PROBLEM ->
Skip the pictures. Transcribe the rest of the data below without changing a word.

begin RECORDED DATA

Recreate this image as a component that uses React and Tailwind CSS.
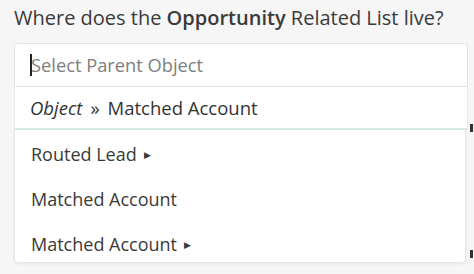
export default function App() {
  return (
    <div className="w-[474px] h-[274px] overflow-hidden bg-[#f6f6f6] relative" style={{ fontFamily: '"Open Sans", sans-serif' }}>
      <div className="pl-[14px] pt-[5px] text-[20px] leading-[26px] text-[#3a3a3a] whitespace-nowrap">
        Where does the <span className="font-semibold">Opportunity</span> Related List live?
      </div>
      <div className="ml-[14px] mt-[12px] w-[454px] flex flex-col">
        <div className="h-[44px] bg-white border border-[#e2e2e2] rounded-t-[3px] flex items-center pl-[15px] text-[18.3px] text-[#808080]">
          <span className="w-[2px] h-[22px] bg-[#222]" />
          <span className="-ml-[1px]">Select Parent Object</span>
        </div>
        <div className="h-[43px] bg-white border-x border-[#e0ecea] border-b-[2px] border-b-[#d6ebe6] flex items-center pl-[15px] text-[18.5px] text-[#333]">
          <span className="italic">Object</span>
          <span className="mx-[8px]">»</span>
          <span>Matched Account</span>
        </div>
        <div className="w-[452px] h-[133px] bg-white border-x border-b border-[#dfe9e7] rounded-b-[4px] shadow-[0_1px_3px_rgba(0,0,0,0.06)] flex flex-col pt-[2px] text-[18px] text-[#3a3a3a]">
          <div className="h-[45px] shrink-0 flex items-center pl-[16px]">
            Routed Lead <span className="ml-[7px] text-[9px]">▶</span>
          </div>
          <div className="h-[45px] shrink-0 flex items-center pl-[16px]">Matched Account</div>
          <div className="h-[45px] shrink-0 flex items-center pl-[16px]">
            Matched Account <span className="ml-[7px] text-[9px]">▶</span>
          </div>
        </div>
      </div>
      <span className="absolute left-[470px] top-[124px] w-[3px] h-[8px] bg-[#333]" />
      <span className="absolute left-[470px] top-[250px] w-[3px] h-[8px] bg-[#333]" />
    </div>
  );
}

end RECORDED DATA

FULL RESPONSE ->
Recreate this image as a component that uses React and Tailwind CSS.
export default function App() {
  return (
    <div className="w-[474px] h-[274px] overflow-hidden bg-[#f6f6f6] relative" style={{ fontFamily: '"Open Sans", sans-serif' }}>
      <div className="pl-[14px] pt-[5px] text-[20px] leading-[26px] text-[#3a3a3a] whitespace-nowrap">
        Where does the <span className="font-semibold">Opportunity</span> Related List live?
      </div>
      <div className="ml-[14px] mt-[12px] w-[454px] flex flex-col">
        <div className="h-[44px] bg-white border border-[#e2e2e2] rounded-t-[3px] flex items-center pl-[15px] text-[18.3px] text-[#808080]">
          <span className="w-[2px] h-[22px] bg-[#222]" />
          <span className="-ml-[1px]">Select Parent Object</span>
        </div>
        <div className="h-[43px] bg-white border-x border-[#e0ecea] border-b-[2px] border-b-[#d6ebe6] flex items-center pl-[15px] text-[18.5px] text-[#333]">
          <span className="italic">Object</span>
          <span className="mx-[8px]">»</span>
          <span>Matched Account</span>
        </div>
        <div className="w-[452px] h-[133px] bg-white border-x border-b border-[#dfe9e7] rounded-b-[4px] shadow-[0_1px_3px_rgba(0,0,0,0.06)] flex flex-col pt-[2px] text-[18px] text-[#3a3a3a]">
          <div className="h-[45px] shrink-0 flex items-center pl-[16px]">
            Routed Lead <span className="ml-[7px] text-[9px]">▶</span>
          </div>
          <div className="h-[45px] shrink-0 flex items-center pl-[16px]">Matched Account</div>
          <div className="h-[45px] shrink-0 flex items-center pl-[16px]">
            Matched Account <span className="ml-[7px] text-[9px]">▶</span>
          </div>
        </div>
      </div>
      <span className="absolute left-[470px] top-[124px] w-[3px] h-[8px] bg-[#333]" />
      <span className="absolute left-[470px] top-[250px] w-[3px] h-[8px] bg-[#333]" />
    </div>
  );
}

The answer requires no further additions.